PROBLEM DESCRIPTION -> Across the entries below, how many lines contain the string "screenshot"? Give only the count.
··· DATA LISTING
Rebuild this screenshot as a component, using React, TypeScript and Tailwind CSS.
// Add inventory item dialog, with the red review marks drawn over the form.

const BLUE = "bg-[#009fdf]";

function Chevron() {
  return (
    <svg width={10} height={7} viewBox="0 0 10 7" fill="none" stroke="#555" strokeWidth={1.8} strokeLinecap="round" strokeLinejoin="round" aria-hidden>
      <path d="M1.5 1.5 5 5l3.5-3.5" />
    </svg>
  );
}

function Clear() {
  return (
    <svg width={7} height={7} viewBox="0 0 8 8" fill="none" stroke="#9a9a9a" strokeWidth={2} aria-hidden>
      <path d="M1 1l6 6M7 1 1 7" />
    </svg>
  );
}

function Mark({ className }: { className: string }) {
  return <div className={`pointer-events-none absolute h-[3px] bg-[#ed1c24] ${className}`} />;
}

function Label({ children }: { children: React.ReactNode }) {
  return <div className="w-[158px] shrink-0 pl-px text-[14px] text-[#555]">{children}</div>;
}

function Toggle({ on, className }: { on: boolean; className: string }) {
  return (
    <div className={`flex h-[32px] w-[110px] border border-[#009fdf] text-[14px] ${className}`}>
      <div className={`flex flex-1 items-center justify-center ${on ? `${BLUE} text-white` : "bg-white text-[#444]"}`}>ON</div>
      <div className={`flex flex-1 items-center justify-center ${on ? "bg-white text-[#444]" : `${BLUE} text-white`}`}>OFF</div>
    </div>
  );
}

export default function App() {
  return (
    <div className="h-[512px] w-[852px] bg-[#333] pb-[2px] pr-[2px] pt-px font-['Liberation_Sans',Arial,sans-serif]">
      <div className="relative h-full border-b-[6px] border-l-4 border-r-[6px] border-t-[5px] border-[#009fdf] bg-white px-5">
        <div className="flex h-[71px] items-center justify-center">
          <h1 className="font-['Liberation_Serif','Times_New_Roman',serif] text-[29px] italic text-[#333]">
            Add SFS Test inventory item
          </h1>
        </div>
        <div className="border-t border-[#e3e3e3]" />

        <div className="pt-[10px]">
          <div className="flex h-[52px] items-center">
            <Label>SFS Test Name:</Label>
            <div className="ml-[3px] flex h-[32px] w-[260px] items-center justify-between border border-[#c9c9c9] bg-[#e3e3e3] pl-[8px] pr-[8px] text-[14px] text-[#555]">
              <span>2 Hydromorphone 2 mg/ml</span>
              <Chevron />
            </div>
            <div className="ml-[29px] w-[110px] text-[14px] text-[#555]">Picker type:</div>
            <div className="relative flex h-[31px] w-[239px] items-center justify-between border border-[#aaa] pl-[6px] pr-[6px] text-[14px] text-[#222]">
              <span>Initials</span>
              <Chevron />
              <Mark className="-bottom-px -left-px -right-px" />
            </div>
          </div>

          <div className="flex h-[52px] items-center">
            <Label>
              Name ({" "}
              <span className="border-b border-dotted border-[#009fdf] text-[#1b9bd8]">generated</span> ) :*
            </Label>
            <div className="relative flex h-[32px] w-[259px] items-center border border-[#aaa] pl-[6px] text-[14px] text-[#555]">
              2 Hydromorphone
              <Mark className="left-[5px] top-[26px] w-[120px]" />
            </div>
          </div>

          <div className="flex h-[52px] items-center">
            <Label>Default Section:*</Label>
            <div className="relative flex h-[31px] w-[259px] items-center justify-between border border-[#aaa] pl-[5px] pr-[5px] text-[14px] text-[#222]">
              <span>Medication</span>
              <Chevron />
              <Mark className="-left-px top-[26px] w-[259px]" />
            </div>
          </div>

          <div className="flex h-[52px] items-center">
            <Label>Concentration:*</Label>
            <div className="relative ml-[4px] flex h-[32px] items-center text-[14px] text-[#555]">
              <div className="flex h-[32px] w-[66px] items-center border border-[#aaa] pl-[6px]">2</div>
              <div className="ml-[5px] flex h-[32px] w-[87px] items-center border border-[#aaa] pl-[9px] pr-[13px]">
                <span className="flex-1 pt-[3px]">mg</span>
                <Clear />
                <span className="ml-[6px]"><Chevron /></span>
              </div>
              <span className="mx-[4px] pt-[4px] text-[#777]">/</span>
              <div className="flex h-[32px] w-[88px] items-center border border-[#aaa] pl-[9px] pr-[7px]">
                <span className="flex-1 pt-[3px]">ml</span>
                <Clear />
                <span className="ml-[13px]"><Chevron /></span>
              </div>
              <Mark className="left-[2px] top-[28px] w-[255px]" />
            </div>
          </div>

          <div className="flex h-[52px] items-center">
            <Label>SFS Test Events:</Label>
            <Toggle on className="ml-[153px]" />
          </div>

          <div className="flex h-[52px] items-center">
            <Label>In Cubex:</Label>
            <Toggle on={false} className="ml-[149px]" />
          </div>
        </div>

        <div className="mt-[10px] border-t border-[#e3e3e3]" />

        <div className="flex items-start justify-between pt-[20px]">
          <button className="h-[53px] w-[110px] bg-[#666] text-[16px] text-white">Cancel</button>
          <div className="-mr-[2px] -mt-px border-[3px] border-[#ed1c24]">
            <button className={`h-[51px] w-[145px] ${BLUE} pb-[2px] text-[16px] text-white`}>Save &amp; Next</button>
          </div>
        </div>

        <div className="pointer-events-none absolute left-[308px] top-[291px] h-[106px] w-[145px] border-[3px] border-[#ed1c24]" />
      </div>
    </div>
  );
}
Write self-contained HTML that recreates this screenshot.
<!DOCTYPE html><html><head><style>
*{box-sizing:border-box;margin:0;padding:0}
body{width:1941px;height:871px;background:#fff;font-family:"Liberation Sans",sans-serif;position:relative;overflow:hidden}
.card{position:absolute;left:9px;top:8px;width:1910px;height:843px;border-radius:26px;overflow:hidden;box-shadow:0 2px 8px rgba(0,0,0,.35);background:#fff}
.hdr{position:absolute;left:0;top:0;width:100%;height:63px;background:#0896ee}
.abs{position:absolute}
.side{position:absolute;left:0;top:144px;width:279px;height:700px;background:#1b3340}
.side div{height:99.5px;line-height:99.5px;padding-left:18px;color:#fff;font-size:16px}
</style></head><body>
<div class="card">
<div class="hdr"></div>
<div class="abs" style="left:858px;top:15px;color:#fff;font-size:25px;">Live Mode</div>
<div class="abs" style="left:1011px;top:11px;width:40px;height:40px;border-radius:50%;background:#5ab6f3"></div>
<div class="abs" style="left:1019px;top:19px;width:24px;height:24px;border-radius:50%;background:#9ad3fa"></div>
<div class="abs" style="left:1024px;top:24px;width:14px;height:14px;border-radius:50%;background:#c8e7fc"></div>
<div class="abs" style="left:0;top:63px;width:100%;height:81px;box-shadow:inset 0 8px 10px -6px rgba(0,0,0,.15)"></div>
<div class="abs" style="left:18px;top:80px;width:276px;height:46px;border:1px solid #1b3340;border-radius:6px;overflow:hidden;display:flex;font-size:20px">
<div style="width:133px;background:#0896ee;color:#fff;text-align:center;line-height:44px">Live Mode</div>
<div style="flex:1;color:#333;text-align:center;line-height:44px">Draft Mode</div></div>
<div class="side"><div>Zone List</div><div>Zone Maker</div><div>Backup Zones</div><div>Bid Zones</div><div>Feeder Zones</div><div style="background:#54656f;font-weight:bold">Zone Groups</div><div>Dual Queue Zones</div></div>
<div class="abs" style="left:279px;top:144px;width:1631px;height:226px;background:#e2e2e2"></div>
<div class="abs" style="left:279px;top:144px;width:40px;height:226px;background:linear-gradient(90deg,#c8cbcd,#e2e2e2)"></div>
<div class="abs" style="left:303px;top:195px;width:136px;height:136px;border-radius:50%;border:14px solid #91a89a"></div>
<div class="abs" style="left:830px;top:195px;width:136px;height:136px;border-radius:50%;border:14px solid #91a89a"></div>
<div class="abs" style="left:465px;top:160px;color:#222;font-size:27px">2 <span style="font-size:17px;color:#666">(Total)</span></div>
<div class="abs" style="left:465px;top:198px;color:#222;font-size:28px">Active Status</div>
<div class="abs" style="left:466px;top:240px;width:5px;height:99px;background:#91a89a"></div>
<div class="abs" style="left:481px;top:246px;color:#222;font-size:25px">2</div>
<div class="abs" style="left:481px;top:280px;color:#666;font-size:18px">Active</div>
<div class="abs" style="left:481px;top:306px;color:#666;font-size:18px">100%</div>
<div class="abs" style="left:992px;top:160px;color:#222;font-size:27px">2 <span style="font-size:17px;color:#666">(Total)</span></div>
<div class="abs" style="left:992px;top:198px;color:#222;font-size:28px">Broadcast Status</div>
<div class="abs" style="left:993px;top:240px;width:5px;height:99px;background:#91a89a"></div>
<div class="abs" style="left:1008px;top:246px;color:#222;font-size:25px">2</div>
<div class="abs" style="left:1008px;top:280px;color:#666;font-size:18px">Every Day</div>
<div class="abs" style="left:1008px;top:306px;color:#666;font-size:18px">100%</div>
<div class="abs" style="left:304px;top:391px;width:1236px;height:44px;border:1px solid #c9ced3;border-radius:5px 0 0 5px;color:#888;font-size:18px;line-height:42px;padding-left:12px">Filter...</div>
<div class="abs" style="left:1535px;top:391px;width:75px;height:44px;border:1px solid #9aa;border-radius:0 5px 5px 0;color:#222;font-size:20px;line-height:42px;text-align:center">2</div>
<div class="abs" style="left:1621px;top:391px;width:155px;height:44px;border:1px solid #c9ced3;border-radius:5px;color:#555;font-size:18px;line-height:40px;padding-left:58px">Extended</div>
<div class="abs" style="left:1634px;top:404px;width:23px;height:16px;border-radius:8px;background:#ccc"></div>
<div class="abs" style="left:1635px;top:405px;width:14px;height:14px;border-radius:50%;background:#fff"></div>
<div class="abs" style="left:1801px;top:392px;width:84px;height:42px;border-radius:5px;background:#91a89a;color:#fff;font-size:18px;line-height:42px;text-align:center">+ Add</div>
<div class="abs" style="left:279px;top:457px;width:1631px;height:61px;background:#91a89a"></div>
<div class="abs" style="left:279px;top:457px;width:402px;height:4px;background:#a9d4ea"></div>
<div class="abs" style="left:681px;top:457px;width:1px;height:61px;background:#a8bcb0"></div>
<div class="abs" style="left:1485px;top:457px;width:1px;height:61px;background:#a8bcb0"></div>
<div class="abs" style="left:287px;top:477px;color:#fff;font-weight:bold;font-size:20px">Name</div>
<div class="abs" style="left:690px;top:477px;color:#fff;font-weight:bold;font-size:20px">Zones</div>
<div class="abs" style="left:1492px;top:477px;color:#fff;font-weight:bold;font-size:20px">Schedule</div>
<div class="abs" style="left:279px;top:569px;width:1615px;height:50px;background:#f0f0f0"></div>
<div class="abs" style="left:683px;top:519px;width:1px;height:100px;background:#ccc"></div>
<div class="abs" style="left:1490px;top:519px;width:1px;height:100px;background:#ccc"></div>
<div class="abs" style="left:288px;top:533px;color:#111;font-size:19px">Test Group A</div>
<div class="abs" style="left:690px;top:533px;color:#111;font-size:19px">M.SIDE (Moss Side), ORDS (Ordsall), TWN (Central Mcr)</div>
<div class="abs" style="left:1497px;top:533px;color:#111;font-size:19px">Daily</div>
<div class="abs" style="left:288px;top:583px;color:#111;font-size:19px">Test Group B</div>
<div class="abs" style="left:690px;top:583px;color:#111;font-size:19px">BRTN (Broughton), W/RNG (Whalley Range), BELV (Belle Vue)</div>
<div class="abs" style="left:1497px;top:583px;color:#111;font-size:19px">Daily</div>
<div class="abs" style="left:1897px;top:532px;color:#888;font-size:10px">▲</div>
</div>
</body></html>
······
SOLUTION -> 2